“Geo-strategic
curse sustains Pakistan as a garrison state,” says K.P.S. Menon Chair Professor
“Pakistan has been facing a geo-strategic curse in
South Asia due to its location and the willingness of its elite to play
geopolitical games,” says Prof. T. V. Paul, Director of the McGill University Centre for International Peace and
Security Studies (CIPSS) and James McGill Professor of International Relations
in the Department of Political Science at McGill University, Canada and the
honorary professor at the K.P.S. Menon Chair for Diplomatic Studies, School of
International Relations and Politics (SIRP), Mahatma Gandhi University. Prof.

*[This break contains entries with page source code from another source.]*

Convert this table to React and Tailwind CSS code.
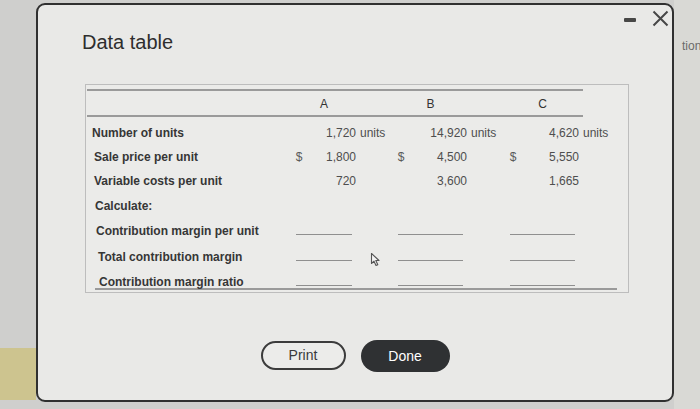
const rows = [
  { label: "Number of units", pl: "pl-0", a: "1,720", b: "14,920", c: "4,620", units: true },
  { label: "Sale price per unit", pl: "pl-[2px]", a: "1,800", b: "4,500", c: "5,550", dollar: true },
  { label: "Variable costs per unit", pl: "pl-[2px]", a: "720", b: "3,600", c: "1,665" },
];

const calc = [
  { label: "Contribution margin per unit", pl: "pl-[4px]", h: "h-[26px]" },
  { label: "Total contribution margin", pl: "pl-[6px]", h: "h-[26px]", cursor: true },
  { label: "Contribution margin ratio", pl: "pl-[7px]", h: "h-[24px]" },
];

const grid =
  "grid grid-cols-[200px_14px_50px_38px_14px_59px_39px_14px_59px_41px] items-center";

const Cursor = () => (
  <svg width="11" height="15" viewBox="0 0 11 15" className="ml-[14px] mt-[4px]">
    <path
      d="M1.5 1.5 L1.5 11.5 L4 9.2 L6 13.5 L7.8 12.7 L5.8 8.5 L9 8.5 Z"
      fill="#f4f4f4"
      stroke="#555"
      strokeWidth="1.1"
      strokeLinejoin="round"
    />
  </svg>
);

const Blank = () => <div className="mx-[4px] h-[8px] border-b border-[#8f8f8f]" />;

const App = () => {
  return (
    <main
      className="w-[700px] h-[409px] flex bg-[#cfcfcd] overflow-hidden"
      style={{ fontFamily: '"Liberation Sans", Arial, sans-serif' }}
    >
      <div className="w-[36px] flex flex-col">
        <div className="flex-1" />
        <div className="h-[52px] bg-[#cdc48f] mb-[9px]" />
      </div>

      <div className="mt-[3px] w-[638px] h-[399px] bg-[#e9e9e7] border-2 border-[#303030] rounded-[9px] flex flex-col">
        <div className="flex justify-between items-start">
          <h2 className="mt-[26px] pl-[44px] text-[20px] leading-[23px] text-[#2e2e2e]">
            Data table
          </h2>
          <div className="mt-[5px] mr-[3px] flex items-center gap-[16px]">
            <div className="w-[12px] h-[4px] bg-[#474747] rounded-[1px] mt-[3px]" />
            <svg width="17" height="17" viewBox="0 0 17 17">
              <path d="M1.5 1.5 L15.5 15.5 M15.5 1.5 L1.5 15.5" stroke="#474747" strokeWidth="2" />
            </svg>
          </div>
        </div>

        <div className="mt-[30px] ml-[47px] w-[544px] h-[209px] border border-[#bdbdbd] bg-[#ebebe9] pl-[6px] pt-[4px]">
          <div className="ml-[-5px] w-[496px] h-[2px] bg-[#9a9a9a]" />
          <div className={`${grid} h-[24px] pt-[2px] text-[12px] text-[#333]`}>
            <div />
            <div className="col-span-2 text-center">A</div>
            <div />
            <div className="col-span-2 text-center">B</div>
            <div />
            <div className="col-span-2 text-center">C</div>
          </div>
          <div className="ml-[-5px] w-[496px] h-[2px] bg-[#9a9a9a]" />

          <div className="mt-[4px] text-[12px]">
            {rows.map((r) => (
              <div key={r.label} className={`${grid} h-[24px]`}>
                <div className={`${r.pl} font-bold text-[#363636]`}>{r.label}</div>
                <div className="text-[#5a5a5a] text-center">{r.dollar ? "$" : ""}</div>
                <div className="text-right text-[#4e4e4e]">{r.a}</div>
                <div className="pl-[4px] text-[#4e4e4e]">{r.units ? "units" : ""}</div>
                <div className="text-[#5a5a5a] text-center">{r.dollar ? "$" : ""}</div>
                <div className="text-right text-[#4e4e4e]">{r.b}</div>
                <div className="pl-[4px] text-[#4e4e4e]">{r.units ? "units" : ""}</div>
                <div className="text-[#5a5a5a] text-center">{r.dollar ? "$" : ""}</div>
                <div className="text-right text-[#4e4e4e]">{r.c}</div>
                <div className="pl-[4px] text-[#4e4e4e]">{r.units ? "units" : ""}</div>
              </div>
            ))}
            <div className="h-[25px] flex items-center pl-[3px] font-bold text-[#363636]">
              Calculate:
            </div>
            {calc.map((r) => (
              <div key={r.label} className={`${grid} ${r.h}`}>
                <div className={`${r.pl} font-bold text-[#363636]`}>{r.label}</div>
                <div className="col-span-2">
                  <Blank />
                </div>
                <div>{r.cursor ? <Cursor /> : null}</div>
                <div className="col-span-2">
                  <Blank />
                </div>
                <div />
                <div className="col-span-2">
                  <Blank />
                </div>
              </div>
            ))}
          </div>
          <div className="ml-[3px] w-[522px] h-[2px] bg-[#9a9a9a] mt-[-6px]" />
        </div>

        <div className="mt-[47px] flex justify-center gap-[15px]">
          <button className="w-[85px] h-[29px] mt-[1px] rounded-full border-2 border-[#3c3c3c] text-[14px] text-[#3a3a3a] bg-[#ececea]">
            Print
          </button>
          <button className="w-[89px] h-[32px] rounded-full bg-[#2f3133] text-[14px] text-white">
            Done
          </button>
        </div>
      </div>

      <div className="flex-1 bg-[#d9d9d5] overflow-hidden">
        <p className="mt-[37px] pl-[8px] text-[12px] text-[#6a6a6a] whitespace-nowrap">tion</p>
      </div>
    </main>
  );
};

export default App;
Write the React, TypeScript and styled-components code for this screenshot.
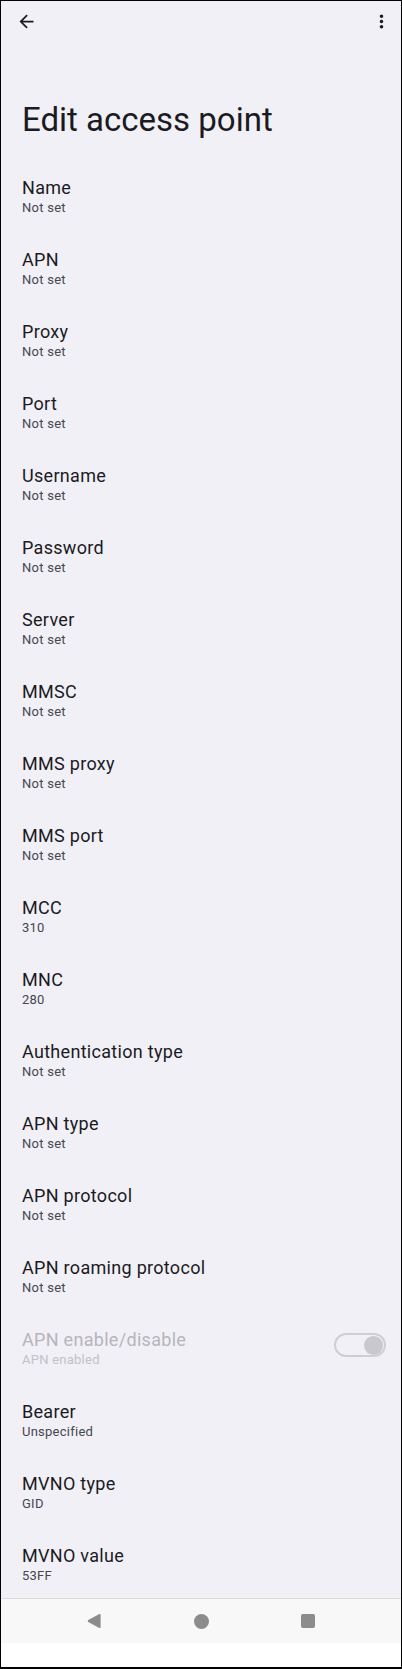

T.V. Paul was delivering a K.P.S. Menon Chair Special Lecture on “Pakistan:
Explaining the Garrison State” at SIRP today.
According to Prof. Paul, “Pakistan’s geo-strategic
role has benefitted the military but obviously hurt the ordinary people of
Pakistan.” Prof. Paul termed this as “geostrategic curse” similar to “resource
curse” that economists have identified as the cause for the tardy development
of some oil-rich countries. Despite
periodic ups and downs in their relationship, Pakistan continued to be a key US
ally since the mid-1950s. Pakistan’s participation in geopolitical competition
brought billions of dollars and modern weapons to the country. The military and
political elites who gained materially from this interaction had little reason
to innovate in respect of the country’s economy or political order or initiate
policies to extract internally from the semi-feudal landlord system. Foreign
support was largely sufficient to wage war externally and create a garrison
state internally. Thus, Pakistan became a rentier state, living off its external benefactors. “The American
policymakers, in fact, preferred the Pakistan army to the country’s ramshackle
group of political parties as they found the former to be the most reliable
partners in their various geopolitical conflicts over the years,” Prof. Paul
said.
Prof. Paul observed that “the military-bureaucratic
elites have little corporate incentive to develop a liberal economic or
political order that would undercut their paramount position in the Pakistani
society.” Similar to oil-rich sheikdoms’ “resource curse,” geopolitical
prominence inflicts a “curse” on a semi-feudal state with an intense
national-security approach. Prof. Paul said that experiences have shown that “countries
that are endowed with abundant natural resources often need not become
successful economies let alone democracies. The reason is that the elite have
little reason to innovate or engage in social reforms in order to obtain more
resources for the population.”
He pointed out that Pakistan is one of the world’s
lowest tax collecting states. Much of the rich including the political elite
doesn’t pay any taxes in Pakistan. Quoting reports, he said that “out of more than 170 million Pakistanis, fewer than 2 per cent
paid income tax, making Pakistan’s revenue from taxes among the lowest in the
world, a notch below Sierra Leone’s as a ratio of tax to gross domestic
product.”
Prof. Paul noted that a key effect of the
“geostrategic curse” is the tendency to continue on the same path of easy
money. The military, as beneficiaries of the rentier state attributes of the
Pakistani economy, i.e. living off rents from external actors for security
cooperation, exhibits a dearth of interest in transforming the society let
alone improving the extractive and integrative power of the state. He said that
a garrison army in a semi-feudal developing country is especially “prone to
self-perpetuate its existence by inventing myths about national security threats
and over a period of time becoming the core national actor in both the
political and economic realms.”
Speaking on the internal situation, Prof. Paul
observed that the civil society in Pakistan should have the power and
inclination to demand new or refined institutions and continuously defend such
institutions for democracy and development from onslaughts by the military. A
weak civil society can simply perpetuate the existing system of uncertainty.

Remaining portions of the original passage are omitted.